2. Konstruktivisme Sosial
Vygotsky meyakini bahwa interaksi sosial, unsur-unsur
budaya, dan aktivitasnya adalah yang membentuk pengembangan dan pembelajaran
individu. Atau dengan kata lain, pengetahuan disusun berdasarkan interaksi
sosial dalam konteks sosial budayanya. Penemuan yang terencana, pengajaran,
model dan pelatihan, seperti juga pengetahuan, keyakinan dan pemikiran siswa,
mempengaruhi pembelajaran.[5]
Di dalam konsep Vygotsky ada tingkatan
pengetahuan atau pengetahuan berjenjang yang disebut scaffolding. Scaffolding berarti memberikan kepada seorang individu
sejumlah besar bantuan selama tahap-tahap awal pembelajaran dan kemudian
mengurangi bantuan tersebut dan memberikan kesempatan kepada anak tersebut
mengambil alih tanggungjawab yang semakin besar segera setelah mampu
mengerjakan sendiri.

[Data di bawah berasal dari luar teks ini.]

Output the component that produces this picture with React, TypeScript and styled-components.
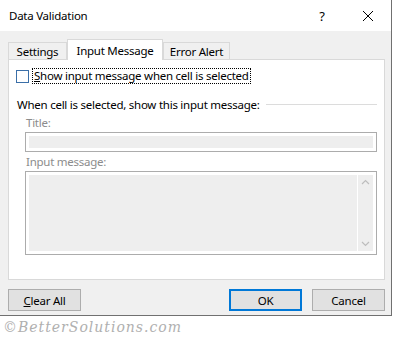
import React from 'react'
import styled, { createGlobalStyle } from 'styled-components'

const GlobalStyle = createGlobalStyle`
    body {
        margin: 0;
        background: #ffffff;
        font-family: "Noto Sans", "Open Sans", sans-serif;
        font-size: 11.5px;
        letter-spacing: -0.25px;
        color: #000000;
    }
`

const Window = styled.div`
    width: 391px;
    height: 315px;
    border-right: 1px solid #707070;
    border-bottom: 1px solid #707070;
    display: flex;
    flex-direction: column;
    background: #f0f0f0;
`

const TitleBar = styled.div`
    height: 31px;
    background: #ffffff;
    display: flex;
    align-items: center;
    padding-left: 9px;
`

const Title = styled.div`
    flex: 1;
`

const TitleButton = styled.div<{ $w: number }>`
    width: ${(p) => p.$w}px;
    height: 31px;
    display: flex;
    align-items: center;
    justify-content: center;
    font-size: 13px;
`

const Body = styled.div`
    flex: 1;
    display: flex;
    flex-direction: column;
    padding: 7px 6px 0 8px;
`

const TabRow = styled.div`
    display: flex;
    align-items: flex-end;
    height: 21px;
`

const Tab = styled.div<{ $active?: boolean; $w: number }>`
    width: ${(p) => p.$w}px;
    height: ${(p) => (p.$active ? 21 : 17)}px;
    box-sizing: border-box;
    border: 1px solid #d9d9d9;
    border-bottom: none;
    background: ${(p) => (p.$active ? '#ffffff' : '#f0f0f0')};
    display: flex;
    align-items: center;
    justify-content: center;
    padding-top: ${(p) => (p.$active ? 0 : 1)}px;
    margin-bottom: ${(p) => (p.$active ? -1 : 0)}px;
    position: relative;
    z-index: ${(p) => (p.$active ? 1 : 0)};
`

const Panel = styled.div`
    height: 221px;
    box-sizing: border-box;
    background: #ffffff;
    border: 1px solid #d9d9d9;
    padding: 9px 7px 0 7px;
    display: flex;
    flex-direction: column;
`

const CheckRow = styled.div`
    display: flex;
    align-items: center;
    gap: 4px;
    height: 14px;
`

const CheckBox = styled.div`
    width: 13px;
    height: 13px;
    box-sizing: border-box;
    border: 1px solid #3b6fa8;
    background: #ffffff;
`

const FocusLabel = styled.div`
    outline: 1px dotted #000000;
    outline-offset: 0;
    padding: 0 1px;
    line-height: 14px;
`

const GroupHeader = styled.div`
    display: flex;
    align-items: center;
    gap: 6px;
    margin-top: 14px;
    margin-left: 1px;
    white-space: nowrap;
`

const GroupLine = styled.div`
    flex: 1;
    height: 1px;
    background: #dcdcdc;
`

const FieldLabel = styled.div<{ $top: number }>`
    color: #8c8c8c;
    margin-left: 10px;
    margin-top: ${(p) => p.$top}px;
    line-height: 16px;
`

const TextBox = styled.div<{ $h: number }>`
    margin-left: 9px;
    margin-top: 1px;
    height: ${(p) => p.$h}px;
    box-sizing: border-box;
    border: 1px solid #acacac;
    padding: 3px;
    background: #ffffff;
    display: flex;
    gap: 1px;
`

const Fill = styled.div`
    flex: 1;
    background: #eeeeee;
`

const ScrollBar = styled.div`
    width: 15px;
    background: #eeeeee;
    display: flex;
    flex-direction: column;
    justify-content: space-between;
    align-items: center;
    padding: 4px 0;
`

const Footer = styled.div`
    display: flex;
    align-items: center;
    margin-top: 9px;
    height: 22px;
`

const Button = styled.div<{ $primary?: boolean }>`
    width: 73px;
    height: 22px;
    box-sizing: border-box;
    border: ${(p) => (p.$primary ? '2px solid #0078d7' : '1px solid #adadad')};
    background: #e1e1e1;
    display: flex;
    align-items: center;
    justify-content: center;
`

const Spacer = styled.div`
    flex: 1;
`

const Gap = styled.div`
    width: 10px;
`

const Watermark = styled.div`
    font-family: "DejaVu Serif", serif;
    font-style: italic;
    color: #b0b0b0;
    font-size: 14px;
    letter-spacing: 1px;
    padding: 3px 0 0 3px;
`

const Chevron = ({ up }: { up?: boolean }) => (
    <svg width="9" height="6" viewBox="0 0 9 6">
        <path
            d={up ? 'M1 5 L4.5 1.5 L8 5' : 'M1 1 L4.5 4.5 L8 1'}
            fill="none"
            stroke="#bdbdbd"
            strokeWidth="1.2"
        />
    </svg>
)

const CloseIcon = () => (
    <svg width="12" height="12" viewBox="0 0 12 12">
        <path d="M1 1 L11 11 M11 1 L1 11" stroke="#000" strokeWidth="1" />
    </svg>
)

export default function App() {
    return (
        <>
            <GlobalStyle />
            <Window>
                <TitleBar>
                    <Title>Data Validation</Title>
                    <TitleButton $w={46}>?</TitleButton>
                    <TitleButton $w={46}>
                        <CloseIcon />
                    </TitleButton>
                </TitleBar>
                <Body>
                    <TabRow>
                        <Tab $w={59}>Settings</Tab>
                        <Tab $w={96} $active>
                            Input Message
                        </Tab>
                        <Tab $w={67}>Error Alert</Tab>
                    </TabRow>
                    <Panel>
                        <CheckRow>
                            <CheckBox />
                            <FocusLabel>
                                <u>S</u>how input message when cell is selected
                            </FocusLabel>
                        </CheckRow>
                        <GroupHeader>
                            When cell is selected, show this input message:
                            <GroupLine />
                        </GroupHeader>
                        <FieldLabel $top={3}>Title:</FieldLabel>
                        <TextBox $h={20}>
                            <Fill />
                        </TextBox>
                        <FieldLabel $top={2}>Input message:</FieldLabel>
                        <TextBox $h={84}>
                            <Fill />
                            <ScrollBar>
                                <Chevron up />
                                <Chevron />
                            </ScrollBar>
                        </TextBox>
                    </Panel>
                    <Footer>
                        <Button>
                            <span>
                                <u>C</u>lear All
                            </span>
                        </Button>
                        <Spacer />
                        <Button $primary>OK</Button>
                        <Gap />
                        <Button>Cancel</Button>
                    </Footer>
                </Body>
            </Window>
            <Watermark>©BetterSolutions.com</Watermark>
        </>
    )
}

Bantuan yang diberikan pembelajar dapat berupa petunjuk,
peringatan, dorongan, menguraikan masalah ke dalam bentuk lain yang
memungkinkan siswa dapat mandiri.
Vygotsky mengemukakan tiga kategori
pencapaian siswa dalam upaya memecahlan permasalahan, yaitu:
1. siswa
mencapai keberhasilan dengan baik,
2. siswa
mencapai keberhasilan dengan bantuan,
3. siswa
gagal meraih keberhasilan.
Para konstruktivis Vygotsky lebih
menekankan pada penerapan teknik saling tukar gagasan antar individual. Terdapat
dua prinsip penting yang diturunkan dari teori Vygotsky, yakni[6]:
1. Mengenai
fungsi dan pentingnya bahasa dalam komunikasi sosial yang dimulai proses
pengindraan terhadap tanda sampai kepada tukar menukar informasi dan
pengetahuan,
2. Zona of Proximal Develpment (ZPD).
Pendidik sebagai mediator memiliki peran mendorong dan menjembatani siswa dalam
upaya membangun pengetahuan, pengertian, dan kompetensinya.
Dalam
interaksi sosial di kelas, ketika terjadi saling tukar pendapat antar siswa
dalam memecahkan suatu masalah, siswa yang lebih pandai memberi bantuan kepada
siswa yang mengalami kesulitan berupa petunjuk bagaimana cara memecahkan
masalah tersebut, maka terjadi scaffolding,
siswa yang mengalami kesulitan tersebut terbantu oleh teman yang lebih pandai.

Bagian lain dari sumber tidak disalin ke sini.